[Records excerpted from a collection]
(begin)

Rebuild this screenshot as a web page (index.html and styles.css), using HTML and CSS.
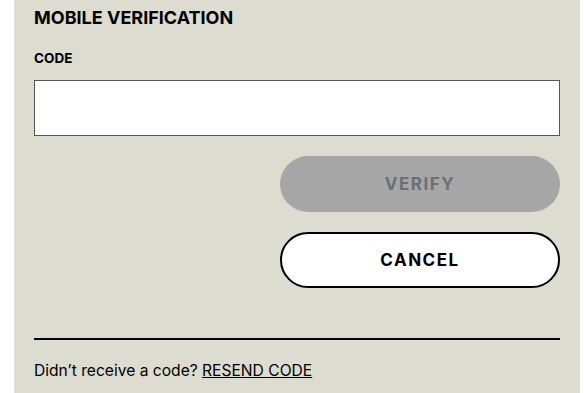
FILE: index.html
```html
<!DOCTYPE html>
<html>
<head>
<meta charset="utf-8">
<link rel="stylesheet" href="styles.css">
</head>
<body>
<div class="panel">
  <h2 class="title">MOBILE VERIFICATION</h2>
  <label class="label" for="code">CODE</label>
  <input class="input" id="code" type="text">
  <div class="actions">
    <button class="btn btn-verify" type="button">VERIFY</button>
    <button class="btn btn-cancel" type="button">CANCEL</button>
  </div>
  <hr class="divider">
  <p class="resend">Didn’t receive a code? <a class="resend-link" href="#">RESEND CODE</a></p>
</div>
</body>
</html>
```

FILE: styles.css
```css
html, body {
  margin: 0;
  padding: 0;
  background: #ffffff;
  height: 100%;
}
body {
  font-family: Inter, "Liberation Sans", sans-serif;
  color: #000;
}
.panel {
  margin-left: 14px;
  width: 566px;
  min-height: 393px;
  box-sizing: border-box;
  background: #dcddd0;
  padding: 7px 20px 0 20px;
  display: flex;
  flex-direction: column;
}
.title {
  margin: 0;
  font-size: 18px;
  line-height: 22px;
  font-weight: 700;
}
.label {
  margin-top: 21px;
  font-size: 13.5px;
  line-height: 16px;
  font-weight: 700;
}
.input {
  margin-top: 14px;
  height: 56px;
  box-sizing: border-box;
  border: 1px solid #555;
  background: #fff;
  padding: 0 12px;
  font-size: 16px;
  outline: none;
}
.actions {
  margin-top: 20px;
  display: flex;
  flex-direction: column;
  align-items: flex-end;
  gap: 20px;
}
.btn {
  width: 280px;
  height: 56px;
  border-radius: 28px;
  box-sizing: border-box;
  font-family: Inter, "Liberation Sans", sans-serif;
  font-size: 17px;
  font-weight: 700;
  letter-spacing: 1.5px;
  cursor: pointer;
}
.btn-verify {
  background: #a6a6a6;
  border: none;
  color: #6b6f77;
}
.btn-cancel {
  background: #fff;
  border: 2px solid #000;
  color: #000;
}
.divider {
  margin: 50px 0 0 0;
  border: none;
  height: 2px;
  background: #000;
}
.resend {
  margin: 21px 0 0 0;
  font-size: 15.6px;
  line-height: 20px;
}
.resend-link {
  color: #000;
  text-decoration: underline;
}
```
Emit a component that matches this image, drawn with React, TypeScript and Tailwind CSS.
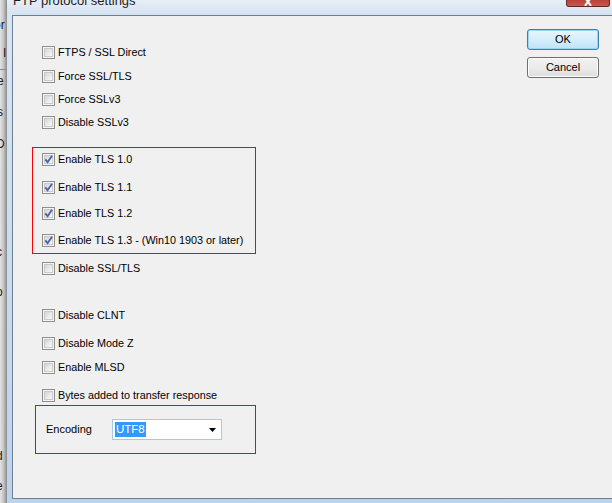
import React from "react";

type Opt = { label: string; checked?: boolean; mt: string };

const topOpts: Opt[] = [
  { label: "FTPS / SSL Direct", mt: "mt-[30px]" },
  { label: "Force SSL/TLS", mt: "mt-[11px]" },
  { label: "Force SSLv3", mt: "mt-[10px]" },
  { label: "Disable SSLv3", mt: "mt-[10px]" },
];

const tlsOpts: Opt[] = [
  { label: "Enable TLS 1.0", checked: true, mt: "mt-[5px]" },
  { label: "Enable TLS 1.1", checked: true, mt: "mt-[15px]" },
  { label: "Enable TLS 1.2", checked: true, mt: "mt-[13px]" },
  { label: "Enable TLS 1.3 - (Win10 1903 or later)", checked: true, mt: "mt-[14px]" },
];

const lowerOpts: Opt[] = [
  { label: "Disable SSL/TLS", mt: "mt-[8px]" },
  { label: "Disable CLNT", mt: "mt-[34px]" },
  { label: "Disable Mode Z", mt: "mt-[15px]" },
  { label: "Enable MLSD", mt: "mt-[11px]" },
  { label: "Bytes added to transfer response", mt: "mt-[15px]" },
];

const CheckBox = ({ checked }: { checked?: boolean }) => (
  <div className="w-[13px] h-[13px] border border-[#8e8f8f] bg-[#f4f4f4] p-px shrink-0">
    <div className="relative w-full h-full border border-[#c9c9c9] bg-gradient-to-br from-[#d6d6d6] to-[#fbfbfb]">
      {checked && (
        <svg className="absolute -left-px -top-px" width="9" height="9" viewBox="0 0 9 9">
          <path d="M1.3 4.4 L3.6 7.2 L8 0.8" fill="none" stroke="#4b64a9" strokeWidth="1.9" />
        </svg>
      )}
    </div>
  </div>
);

const Row = ({ opt }: { opt: Opt }) => (
  <div className={`flex items-center h-[13px] ${opt.mt}`}>
    <CheckBox checked={opt.checked} />
    <span className="ml-[3px] whitespace-nowrap leading-none">{opt.label}</span>
  </div>
);

const WinButton = ({ label, primary }: { label: string; primary?: boolean }) => (
  <div
    className={
      primary
        ? "w-[72px] h-[21px] rounded-[3px] border border-[#3c7fb1] bg-gradient-to-b from-[#e9f6fd] via-[#d6eefb] to-[#bfe3f7] shadow-[inset_0_0_0_1px_#97d7f4] flex items-center justify-center text-[11px]"
        : "w-[72px] h-[21px] rounded-[3px] border border-[#707070] bg-gradient-to-b from-[#f2f2f2] via-[#ebebeb] to-[#dddddd] shadow-[inset_0_0_0_1px_#fcfcfc] flex items-center justify-center text-[11px]"
    }
  >
    {label}
  </div>
);

export default function App() {
  return (
    <div className="w-[612px] h-[503px] overflow-hidden flex font-['Liberation_Sans',Arial,sans-serif] text-[10.8px] text-black">
      {/* window behind the dialog */}
      <div className="w-[7px] shrink-0 flex flex-col bg-gradient-to-r from-[#e4e4e4] via-[#c4c4c4] to-[#8a8a8a] overflow-hidden text-[12px] text-[#1a1a2a] leading-none">
        <span className="mt-[19px] -ml-[6px]">or</span>
        <span className="mt-[16px] ml-[3px]">I</span>
        <div className="mt-[10px] h-px bg-[#8c8c8c]" />
        <span className="mt-[5px] -ml-[3px]">e</span>
        <span className="mt-[19px] -ml-[3px]">s</span>
        <span className="mt-[20px] -ml-[4px]">D</span>
        <span className="mt-[96px] -ml-[4px]">c</span>
        <span className="mt-[28px] -ml-[4px]">o</span>
        <span className="mt-[152px] -ml-[4px]">d</span>
        <span className="mt-[18px] -ml-[4px]">e</span>
      </div>

      {/* dialog */}
      <div className="flex-1 flex flex-col bg-gradient-to-b from-[#d9e6f4] to-[#bcd3ec] pl-[5px]">
        <div className="h-[15px] flex items-start overflow-hidden bg-gradient-to-b from-[#e8eef6] to-[#d4e2f1] -ml-[5px] pl-[5px]">
          <span className="-mt-[6px] ml-px text-[13px] leading-[13px] text-[#1e1e1e] whitespace-nowrap">
            FTP protocol settings
          </span>
          <div className="ml-auto mr-[2px] w-[44px] h-[7px] rounded-b-[3px] border border-t-0 border-[#5a2a2a] bg-gradient-to-b from-[#b8423a] to-[#c8574d] flex justify-center overflow-hidden">
            <svg width="12" height="7" viewBox="0 0 12 7">
              <path d="M1 -5 L7 3 M11 -5 L5 3 M3 6 L5 3 M9 6 L7 3" stroke="#f5f5f5" strokeWidth="2.2" fill="none" />
            </svg>
          </div>
        </div>

        <div className="h-[484px] border-l border-t border-b border-[#6e7f94] bg-[#f0f0f0] flex">
          {/* option column */}
          <div className="flex flex-col pl-[19px]">
            <div className="flex flex-col pl-[10px]">
              {topOpts.map((o) => (
                <Row key={o.label} opt={o} />
              ))}
            </div>

            <div className="mt-[18px] w-[224px] h-[107px] border border-[#ff0000] pl-[9px] flex flex-col">
              {tlsOpts.map((o) => (
                <Row key={o.label} opt={o} />
              ))}
            </div>

            <div className="flex flex-col pl-[10px]">
              {lowerOpts.map((o) => (
                <Row key={o.label} opt={o} />
              ))}
            </div>

            <div className="mt-[3px] ml-[3px] w-[221px] h-[49px] border border-[#ff0000] flex items-center pl-[10px]">
              <span className="w-[66px] leading-none text-[11px]">Encoding</span>
              <div className="w-[110px] h-[21px] border border-[#a7c8e6] bg-white flex items-center pl-[2px] pr-[5px]">
                <span className="bg-[#3399ff] text-white px-px h-[15px] flex items-center text-[11.5px]">UTF8</span>
                <svg className="ml-auto" width="7" height="4" viewBox="0 0 7 4">
                  <path d="M0 0 H7 L3.5 4 Z" fill="#000" />
                </svg>
              </div>
            </div>
          </div>

          {/* buttons */}
          <div className="ml-auto mr-[13px] mt-[13px] flex flex-col gap-[7px]">
            <WinButton label="OK" primary />
            <WinButton label="Cancel" />
          </div>
        </div>
      </div>
    </div>
  );
}
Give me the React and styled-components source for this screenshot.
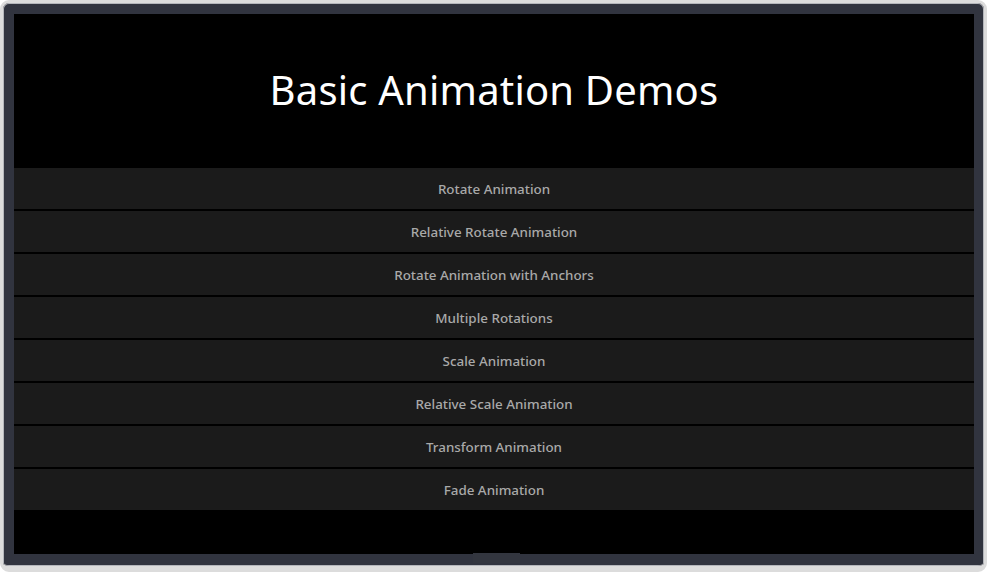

(end)

• [What you are asked to do] Review the preceding data and report every line that includes the string "React".

• [Response]
Emit a component that matches this image, drawn with React, TypeScript and Tailwind CSS.
import React from "react";
Give me the React and styled-components source for this screenshot.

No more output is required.